:: Exercise requirements ::
Among the lines below, list those containing the string "components".

:: Given records ::
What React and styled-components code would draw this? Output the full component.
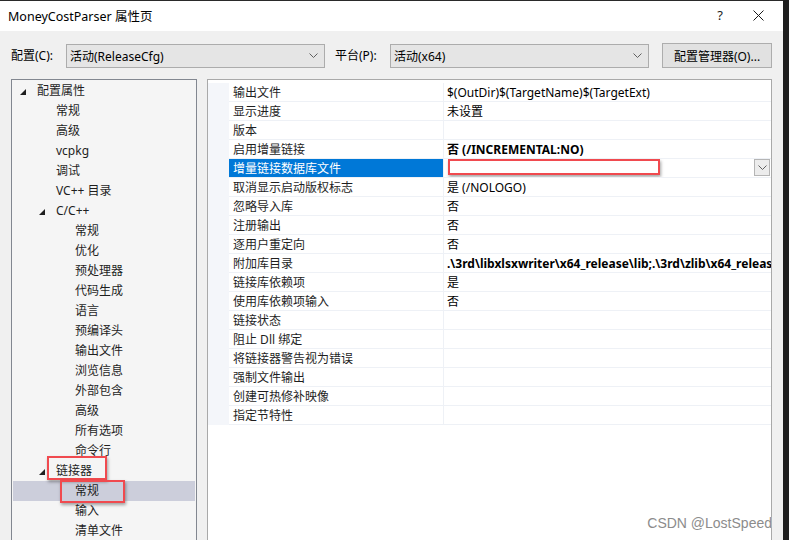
import React from "react";
import styled, { createGlobalStyle } from "styled-components";

const uiFont = `"Noto Sans", "Noto Sans CJK SC", sans-serif`;

const GlobalStyle = createGlobalStyle`
  html, body {
    margin: 0;
    padding: 0;
    background: #1f1f1f;
    overflow: hidden;
  }
  body {
    font-family: ${uiFont};
    font-size: 12px;
    color: #000;
  }
`;

// mark: outline drawn round a tree label, offsets in px from the label box
const treeItems = [
  { label: "配置属性", level: 0, open: true },
  { label: "常规", level: 1 },
  { label: "高级", level: 1 },
  { label: "vcpkg", level: 1 },
  { label: "调试", level: 1 },
  { label: "VC++ 目录", level: 1 },
  { label: "C/C++", level: 1, open: true },
  { label: "常规", level: 2 },
  { label: "优化", level: 2 },
  { label: "预处理器", level: 2 },
  { label: "代码生成", level: 2 },
  { label: "语言", level: 2 },
  { label: "预编译头", level: 2 },
  { label: "输出文件", level: 2 },
  { label: "浏览信息", level: 2 },
  { label: "外部包含", level: 2 },
  { label: "高级", level: 2 },
  { label: "所有选项", level: 2 },
  { label: "命令行", level: 2 },
  { label: "链接器", level: 1, open: true, mark: { l: 9, r: 15, t: 5, b: -1 } },
  { label: "常规", level: 2, selected: true, mark: { l: 15, r: 26, t: 1, b: 2 } },
  { label: "输入", level: 2 },
  { label: "清单文件", level: 2 },
];

const properties = [
  { name: "输出文件", value: "$(OutDir)$(TargetName)$(TargetExt)" },
  { name: "显示进度", value: "未设置" },
  { name: "版本", value: "" },
  { name: "启用增量链接", value: "否 (/INCREMENTAL:NO)", bold: true },
  { name: "增量链接数据库文件", value: "", selected: true },
  { name: "取消显示启动版权标志", value: "是 (/NOLOGO)" },
  { name: "忽略导入库", value: "否" },
  { name: "注册输出", value: "否" },
  { name: "逐用户重定向", value: "否" },
  {
    name: "附加库目录",
    value: ".\\3rd\\libxlsxwriter\\x64_release\\lib;.\\3rd\\zlib\\x64_release\\lib;%(AdditionalLibraryDirectories)",
    bold: true,
  },
  { name: "链接库依赖项", value: "是" },
  { name: "使用库依赖项输入", value: "否" },
  { name: "链接状态", value: "" },
  { name: "阻止 Dll 绑定", value: "" },
  { name: "将链接器警告视为错误", value: "" },
  { name: "强制文件输出", value: "" },
  { name: "创建可热修补映像", value: "" },
  { name: "指定节特性", value: "" },
];

const Chevron = () => (
  <svg width="9" height="6" viewBox="0 0 9 6">
    <polyline points="0.5,0.5 4.5,4.5 8.5,0.5" fill="none" stroke="#606060" strokeWidth="1" />
  </svg>
);

const Expander = () => (
  <svg width="6" height="6" viewBox="0 0 6 6">
    <polygon points="6,0 6,6 0,6" fill="#1e1e1e" />
  </svg>
);

const App = () => {
  return (
    <Screen>
      <GlobalStyle />
      <Dialog>
        <TitleBar>
          <Title>MoneyCostParser 属性页</Title>
          <TitleButtons>
            <HelpMark>?</HelpMark>
            <svg width="11" height="11" viewBox="0 0 11 11">
              <path d="M0.5 0.5 L10.5 10.5 M10.5 0.5 L0.5 10.5" stroke="#1a1a1a" strokeWidth="1" />
            </svg>
          </TitleButtons>
        </TitleBar>

        <Toolbar>
          <FieldLabel>配置(C):</FieldLabel>
          <Select>
            <span>活动(ReleaseCfg)</span>
            <Chevron />
          </Select>
          <FieldLabel $gap>平台(P):</FieldLabel>
          <Select>
            <span>活动(x64)</span>
            <Chevron />
          </Select>
          <ManagerButton>配置管理器(O)...</ManagerButton>
        </Toolbar>

        <Main>
          <Tree>
            {treeItems.map((item, i) => (
              <TreeRow key={i} $level={item.level} $selected={item.selected}>
                <ExpanderSlot>{item.open && <Expander />}</ExpanderSlot>
                <TreeLabel>
                  {item.label}
                  {item.mark && <LabelMark $m={item.mark} />}
                </TreeLabel>
              </TreeRow>
            ))}
          </Tree>

          <Grid>
            {properties.map((p, i) => (
              <PropRow key={i}>
                <Gutter />
                <NameCell $selected={p.selected}>{p.name}</NameCell>
                <ValueCell $bold={p.bold}>
                  {p.value}
                  {p.selected && (
                    <>
                      <MarkBox />
                      <DropButton>
                        <Chevron />
                      </DropButton>
                    </>
                  )}
                </ValueCell>
              </PropRow>
            ))}
          </Grid>
        </Main>

        <Watermark>CSDN @LostSpeed</Watermark>
      </Dialog>
    </Screen>
  );
};

const Screen = styled.div`
  display: flex;
  width: 789px;
  height: 540px;
  overflow: hidden;
`;

const Dialog = styled.div`
  position: relative;
  width: 783px;
  height: 539px;
  border-top: 1px solid #2a2a2a;
  background: #f0f0f0;
  display: flex;
  flex-direction: column;
  overflow: hidden;
`;

const TitleBar = styled.div`
  height: 30px;
  flex: none;
  background: #fff;
  display: flex;
  align-items: center;
  justify-content: space-between;
  padding: 0 19px 0 8px;
`;

const Title = styled.div`
  font-size: 12.5px;
  color: #000;
  margin-top: -2px;
`;

const TitleButtons = styled.div`
  display: flex;
  align-items: center;
  gap: 30px;
  margin-top: -2px;
`;

const HelpMark = styled.span`
  font-size: 13px;
  color: #1a1a1a;
`;

const Toolbar = styled.div`
  height: 48px;
  flex: none;
  display: flex;
  align-items: center;
  padding: 0 11px;
`;

const FieldLabel = styled.div`
  width: 55px;
  margin-left: ${({ $gap }) => ($gap ? "10px" : "0")};
  white-space: nowrap;
`;

const Select = styled.div`
  width: 259px;
  height: 24px;
  box-sizing: border-box;
  border: 1px solid #acacac;
  background: #e5e5e5;
  display: flex;
  align-items: center;
  justify-content: space-between;
  padding: 0 6px 0 3px;
  margin-top: 2px;
`;

const ManagerButton = styled.div`
  margin-left: 13px;
  width: 110px;
  height: 25px;
  box-sizing: border-box;
  border: 1px solid #adadad;
  background: #e1e1e1;
  display: flex;
  align-items: center;
  justify-content: center;
  margin-top: 1px;
`;

const Main = styled.div`
  flex: 1;
  display: flex;
  gap: 10px;
  padding: 0 11px;
  min-height: 0;
`;

const Tree = styled.div`
  width: 186px;
  box-sizing: border-box;
  border: 1px solid #828790;
  border-bottom: none;
  background: #f5f5f5;
  padding: 1px 1px 0;
`;

const TreeRow = styled.div`
  height: 20px;
  display: flex;
  align-items: center;
  padding-left: ${({ $level }) => 7 + $level * 19}px;
  background: ${({ $selected }) => ($selected ? "#cccedb" : "transparent")};
  color: #1e1e1e;
`;

const ExpanderSlot = styled.span`
  width: 17px;
  flex: none;
  display: flex;
  align-items: center;
  margin-top: 2px;
`;

const TreeLabel = styled.span`
  position: relative;
  line-height: 20px;
`;

const LabelMark = styled.span`
  position: absolute;
  left: ${({ $m }) => -$m.l}px;
  right: ${({ $m }) => -$m.r}px;
  top: ${({ $m }) => -$m.t}px;
  bottom: ${({ $m }) => -$m.b}px;
  border: 2px solid #f04a4f;
  box-shadow: 1px 2px 3px rgba(0, 0, 0, 0.35);
`;

const Grid = styled.div`
  flex: 1;
  box-sizing: border-box;
  border: 1px solid #a9a9a9;
  border-bottom: none;
  background: #fff;
  padding-top: 3px;
  overflow: hidden;
`;

const PropRow = styled.div`
  display: grid;
  grid-template-columns: 21px 215px 1fr;
  height: 19px;
`;

const Gutter = styled.div`
  background: #f4f6fa;
`;

const NameCell = styled.div`
  padding: 1px 0 0 4px;
  line-height: 17px;
  white-space: nowrap;
  border-right: 1px solid #eef1f6;
  border-bottom: 1px solid #eef1f6;
  background: ${({ $selected }) => ($selected ? "#0078d7" : "#fff")};
  color: ${({ $selected }) => ($selected ? "#fff" : "#1e1e1e")};
`;

const ValueCell = styled.div`
  position: relative;
  padding: 1px 0 0 3px;
  line-height: 17px;
  white-space: nowrap;
  overflow: hidden;
  border-bottom: 1px solid #eef1f6;
  font-weight: ${({ $bold }) => ($bold ? 700 : 400)};
  color: #000;
`;

const MarkBox = styled.div`
  position: absolute;
  left: 4px;
  top: 0;
  width: 212px;
  height: 16px;
  box-sizing: border-box;
  border: 2px solid #f04a4f;
  box-shadow: 1px 2px 3px rgba(0, 0, 0, 0.35);
`;

const DropButton = styled.div`
  position: absolute;
  right: 1px;
  top: 0;
  width: 16px;
  height: 17px;
  box-sizing: border-box;
  border: 1px solid #b5b5b5;
  background: #ececec;
  display: flex;
  align-items: center;
  justify-content: center;
`;

const Watermark = styled.div`
  position: absolute;
  right: 11px;
  bottom: 9px;
  font-family: "Liberation Sans", Arial, sans-serif;
  font-size: 14px;
  color: #8c8c8c;
  text-shadow: 0 0 1px #fff;
`;

export default App;
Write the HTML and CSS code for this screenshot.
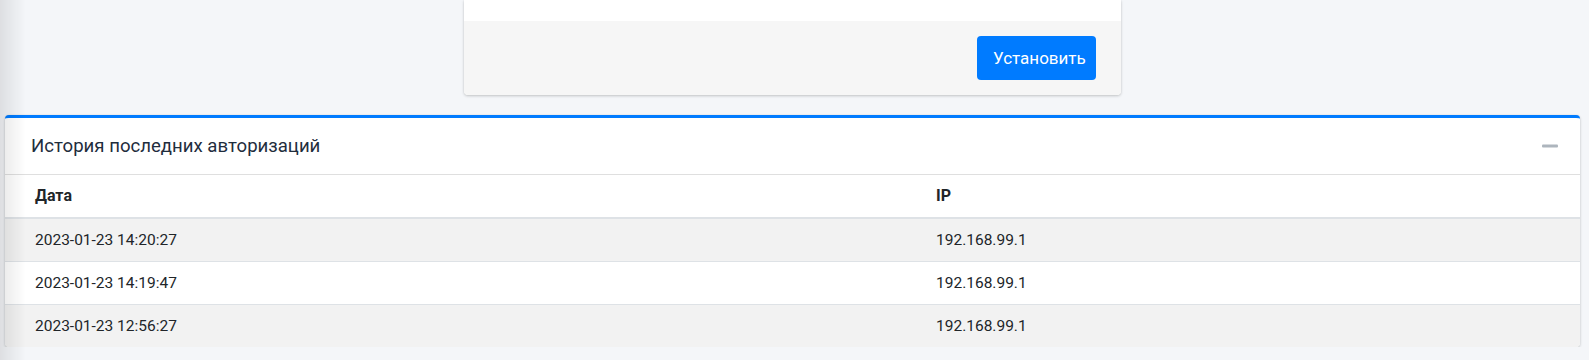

:: Task solution ::
What React and styled-components code would draw this? Output the full component.
import styled, { createGlobalStyle } from "styled-components";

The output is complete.